For a given PCollection, you can use PAssert to verify the contents as follows:

PCollection<String> output = ...;

// Check whether a PCollection contains some elements in any order.
PAssert.that(output)
.containsInAnyOrder(
  "elem1",
  "elem3",
  "elem2");

Any code that uses PAssert must link in JUnit and Hamcrest. If you’re using Maven, you can link in Hamcrest by adding the following dependency to your project’s pom.xml file:

<dependency>
    <groupId>org.hamcrest</groupId>
    <artifactId>hamcrest-all</artifactId>
    <version>1.3</version>
    <scope>test</scope>
</dependency>

For more information on how these classes work, see the org.apache.beam.sdk.testing package documentation.

An Example Test for a Composite Transform

The following code shows a complete test for a composite transform. The test applies the Count transform to an input PCollection of String elements. The test uses the Create transform to create the input PCollection from a Java List<String>.

public class CountTest {

// Our static input data, which will make up the initial PCollection.
static final String[] WORDS_ARRAY = new String[] {
"hi", "there", "hi", "hi", "sue", "bob",
"hi", "sue", "", "", "ZOW", "bob", ""};

static final List<String> WORDS = Arrays.asList(WORDS_ARRAY);

public void testCount() {
  // Create a test pipeline.
  Pipeline p = TestPipeline.create();

  // Create an input PCollection.
  PCollection<String> input = p.apply(Create.of(WORDS)).setCoder(StringUtf8Coder.of());

  // Apply the Count transform under test.
  PCollection<KV<String, Long>> output =
    input.apply(Count.<String>perElement());

  // Assert on the results.
  PAssert.that(output)
    .containsInAnyOrder(
        KV.of("hi", 4L),
        KV.of("there", 1L),
        KV.of("sue", 2L),
        KV.of("bob", 2L),
        KV.of("", 3L),
        KV.of("ZOW", 1L));

  // Run the pipeline.
  p.run();
}

Testing a Pipeline End-to-End

You can use the test classes in the Beam SDKs (such as TestPipeline and PAssert in the Beam SDK for Java) to test an entire pipeline end-to-end. Typically, to test an entire pipeline, you do the following:

Testing the WordCount Pipeline

The following example code shows how one might test the WordCount example pipeline. WordCount usually reads lines from a text file for input data; instead, the test creates a Java List<String> containing some text lines and uses a Create transform to create an initial PCollection.
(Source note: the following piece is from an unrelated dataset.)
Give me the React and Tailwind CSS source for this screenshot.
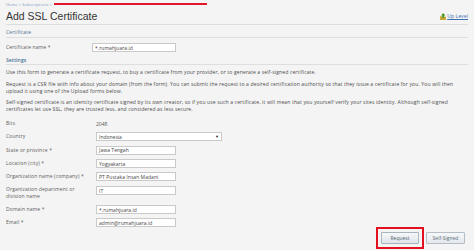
import React from "react";

function Field({ value, w = "w-[80px]" }) {
  return (
    <div className={`${w} h-[9px] bg-white border border-[#c9c9c9] flex items-center px-[2px] text-[5px] tracking-[0.05px] leading-[6px] text-[#444] whitespace-nowrap overflow-hidden`}>
      {value}
    </div>
  );
}

function Row({ label, children, h = "h-[13px]", labelW = "w-[90px]", start = false }) {
  return (
    <div className={`flex ${start ? "items-start pt-[3px]" : "items-center"} ${h}`}>
      <div className={`${labelW} shrink-0 text-[5px] tracking-[0.12px] leading-[6.5px] text-[#5c5c5c]`}>{label}</div>
      {children}
    </div>
  );
}

function UpIcon() {
  return (
    <svg width="6" height="7" viewBox="0 0 6 7" className="mr-[1.5px]">
      <path d="M0 3.2 H2 L2.6 3.8 H6 V7 H0 Z" fill="#c9a838" />
      <path d="M3.2 0 L5.4 2.4 H4.2 V5 H2.2 V2.4 H1 Z" fill="#4f9a2c" />
    </svg>
  );
}

export default function App() {
  return (
    <div className="w-[474px] h-[250px] overflow-hidden bg-[#f4f4f4] font-['Open_Sans',sans-serif] text-[#555]">
      <div className="px-[6px]">
        {/* breadcrumb */}
        <div className="h-[8px] pt-[2px] flex items-start">
          <span className="text-[4px] leading-[5px] tracking-[0.1px] text-[#7d9bc1] whitespace-nowrap">Home » Subscriptions »</span>
          <span className="ml-[2px] mt-[1px] h-[2px] w-[153px] bg-[#e3162b]" />
        </div>
        {/* title row */}
        <div className="h-[17px] flex justify-between border-b border-[#dddddd]">
          <div className="self-end pb-[2px] font-['Liberation_Sans',Arial,sans-serif] text-[10.5px] leading-[12px] text-[#333]">
            Add SSL Certificate
          </div>
          <div className="self-center flex items-center">
            <UpIcon />
            <span className="text-[5px] leading-[6px] tracking-[0.1px] text-[#3d6fb0] underline">Up Level</span>
          </div>
        </div>
        {/* Certificate section */}
        <div className="h-[13px] flex items-end pb-[2px] border-b border-[#dedede]">
          <span className="text-[5px] tracking-[0.12px] leading-[6px] text-[#4b6f90]">Certificate</span>
        </div>
        <div className="mt-[3px]">
          <Row label="Certificate name *" labelW="w-[86px]">
            <Field value="*.rumahjuara.id" w="w-[84px]" />
          </Row>
        </div>
        {/* Settings section */}
        <div className="h-[11px] flex items-end pb-[1px] border-b border-[#dedede]">
          <span className="text-[5px] tracking-[0.12px] leading-[6px] font-semibold text-[#3f6f96]">Settings</span>
        </div>
        <div className="text-[5px] tracking-[0.15px] leading-[7px] text-[#4a4a4a] w-[458px]">
          <p className="mt-[4px]">
            Use this form to generate a certificate request, to buy a certificate from your provider, or to generate a self-signed certificate.
          </p>
          <p className="mt-[5px]">
            Request is a CSR file with info about your domain (from the form). You can submit the request to a desired certification authority so that they issue a certificate for you. You will then upload it using one of the Upload forms below.
          </p>
          <p className="mt-[4px]">
            Self-signed certificate is an identity certificate signed by its own creator, so if you use such a certificate, it will mean that you yourself verify your sites identity. Although self-signed certificates let use SSL, they are trusted less, and considered as less secure.
          </p>
        </div>
        <div className="mt-[4px]">
          <Row label="Bits">
            <span className="text-[5px] leading-[6px] text-[#555]">2048</span>
          </Row>
          <Row label="Country">
            <div className="w-[126px] h-[9px] bg-white border border-[#c9c9c9] flex items-center justify-between px-[2px] text-[5px] leading-[6px] text-[#444]">
              <span>Indonesia</span>
              <span className="text-[4px] leading-[4px] text-[#222]">▼</span>
            </div>
          </Row>
          <Row label="State or province *" h="h-[14px]">
            <Field value="Jawa Tengah" />
          </Row>
          <Row label="Location (city) *">
            <Field value="Yogyakarta" />
          </Row>
          <Row label="Organization name (company) *">
            <Field value="PT Pustaka Insan Madani" />
          </Row>
          <Row label={<>Organization department or<br />division name</>} h="h-[19px]" start>
            <Field value="IT" />
          </Row>
          <Row label="Domain name *" h="h-[15px]">
            <Field value="*.rumahjuara.id" />
          </Row>
          <Row label="Email *" h="h-[11px]">
            <Field value="admin@rumahjuara.id" />
          </Row>
        </div>
        <div className="-mt-[1px] flex justify-end items-center gap-[2px] pr-[3px]">
          <div className="border-2 border-[#e3101f] p-[3px]">
            <div className="w-[38px] h-[12px] rounded-[1px] border border-[#a9b3bc] bg-gradient-to-b from-[#f6f8fa] to-[#dfe5ea] flex items-center justify-center text-[5px] leading-[5px] text-[#4d5d6d]">
              Request
            </div>
          </div>
          <div className="w-[39px] h-[12px] rounded-[1px] border border-[#b5bec6] bg-gradient-to-b from-[#f6f8fa] to-[#e3e8ec] flex items-center justify-center text-[5px] leading-[5px] text-[#5d6b78]">
            Self-Signed
          </div>
        </div>
      </div>
    </div>
  );
}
WordCount’s final transform (from the composite transform CountWords) produces a PCollection<String> of formatted word counts suitable for printing. Rather than write that PCollection to an output text file, our test pipeline uses PAssert to verify that the elements of the PCollection match those of a static String array containing our expected output data.

public class WordCountTest {

    // Our static input data, which will comprise the initial PCollection.
    static final String[] WORDS_ARRAY = new String[] {
      "hi there", "hi", "hi sue bob",
      "hi sue", "", "bob hi"};

    static final List<String> WORDS = Arrays.asList(WORDS_ARRAY);

    // Our static output data, which is the expected data that the final PCollection must match.
    static final String[] COUNTS_ARRAY = new String[] {
        "hi: 5", "there: 1", "sue: 2", "bob: 2"};

    // Example test that tests the pipeline's transforms.

    public void testCountWords() throws Exception {
      Pipeline p = TestPipeline.create();

      // Create a PCollection from the WORDS static input data.
      PCollection<String> input = p.apply(Create.of(WORDS)).setCoder(StringUtf8Coder.of());

      // Run ALL the pipeline's transforms (in this case, the CountWords composite transform).
      PCollection<String> output = input.apply(new CountWords());

      // Assert that the output PCollection matches the COUNTS_ARRAY known static output data.
      PAssert.that(output).containsInAnyOrder(COUNTS_ARRAY);

      // Run the pipeline.
      p.run();
    }
}